Turner takes stock of NZ game

Glenn Turner.
Glenn Turner.
The Black Caps have seven home tests this summer. If they play as poorly as they did during the third test against India it could be a long season. Cricket writer Adrian Seconi caught up with New Zealand great Glenn Turner for his assessment.

Watching the blood drain out of the Black Caps’ effort in the third test against India was not completely unexpected.

India is damn good at home. New Zealand has won just two tests in 34 attempts there and is not alone in struggling on the subcontinent.

Australia has not won a test in India since 2004.

It has been six years since South Africa tasted success there.

The West Indies have to wind the clock back to 1994, while the best Sri Lanka has managed is a draw.

Given that caveat, there was no shame in the 3-0 series defeat.

But watching the Black Caps lose nine wickets in the final session felt like a slip backwards after a good couple of years in the whites.

New Zealand cricket great Glenn Turner, who helped the country secure its first away test win against India in 1969 with a half century in the second innings, said the plot felt very familiar.

"I think it is more of the same on the subcontinent when they play on turning pitches," Turner said when asked for his thoughts on the series.

For the Black Caps to be more competitive  away from home, Turner believes the national body needs to invest more in the New Zealand A programme.

"This is just another wake-up call to take it seriously."

That said, some of the techniques were far from impressive.

"Where you look to hit the ball or not hit the ball against the various types of spin is critical. If you don’t get that sorted, then it is a downward spiral from there.

"You shouldn’t be tackling certain shots. I look at it purely from a technical point of view, really. And you despair, really, at that fact there is still a lot of work to be done.

"There is a lot of talk about culture and attitude but there is no substitute for skill and that is what has to be sorted."

Former captain Ross Taylor was one of the batsmen who performed well below his best during the series.

He scored 89 runs at an average of 17.8 and got out slog sweeping for 32 in the fateful third test.

Frankly, he looked like he was trying to hit his way back into nick.

He was not the only offender.

It appeared the New Zealand team had given up on the idea of survival and had adopted a more hopeful brand of cricket.

"I don’t mind the so-called positive approach but it has to backed up by good decision-making and skill. And Taylor, in the innings you are talking about, he obviously did decide that he was going to be positive.

"But to introduce the slog sweep for the one that he got out to — he let himself down by doing that.

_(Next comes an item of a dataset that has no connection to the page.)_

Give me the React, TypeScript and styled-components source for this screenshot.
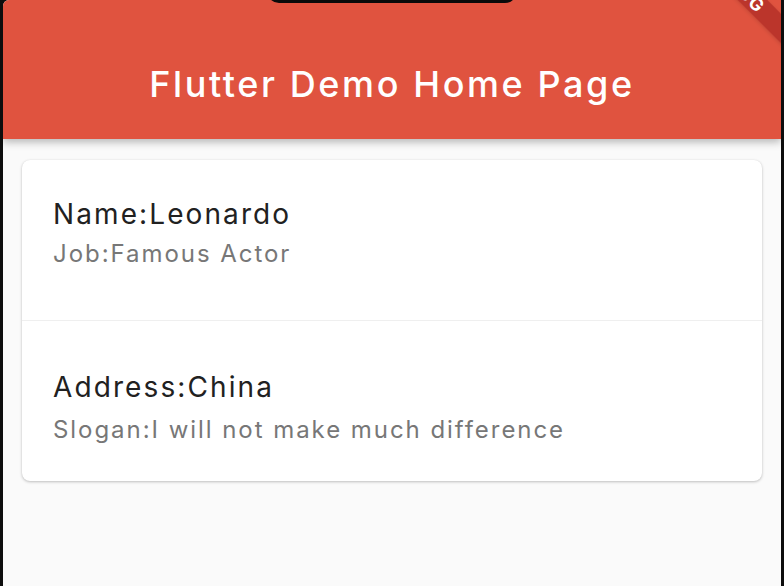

Up until then he had played some good shots and then all of a sudden that shot which has really let him down quite a lot over the years."

"And yet the long innings he has played, and played very well in, he has managed to curb that and it makes you wonder why he does not repeat that more often."

Turner was disappointed with Kane Williamson’s production as well and felt taking an off stump guard left the New Zealand captain too vulnerable to lbws.

Spinner Ravichandran Ashwin dismissed Williamson four times during the series and two of the dismissals were by way of the lbw.

"In Kane’s case and others, [they were] looking to score in areas which are not on. Hitting an off-spinner on a turning track through the off side is always fraught with danger. You shouldn’t be opening yourself up to hit it through the off side because, if it turns sharply back at you, you’re in real trouble."

On the perennial issue of Martin Guptill, Turner felt it was time for the opener to drop down the order to No 5 if he was going to be persisted with.

While Guptill is a world-beater in coloured clothing, he has been "found wanting" in test cricket.

"It is OK in a one-day game because, at most, you’ve only got two people catching. If you can see off the first eight overs, they bring in their other bowlers ... so that has helped him.

"But, in a test situation, I think that he would be better used in the middle order."

Turner felt the selectors missed an opportunity to blood Auckland opener Jeet Raval on the tour of Zimbabwe and South Africa and wondered whether it was a case of the new guy just being easier to leave out.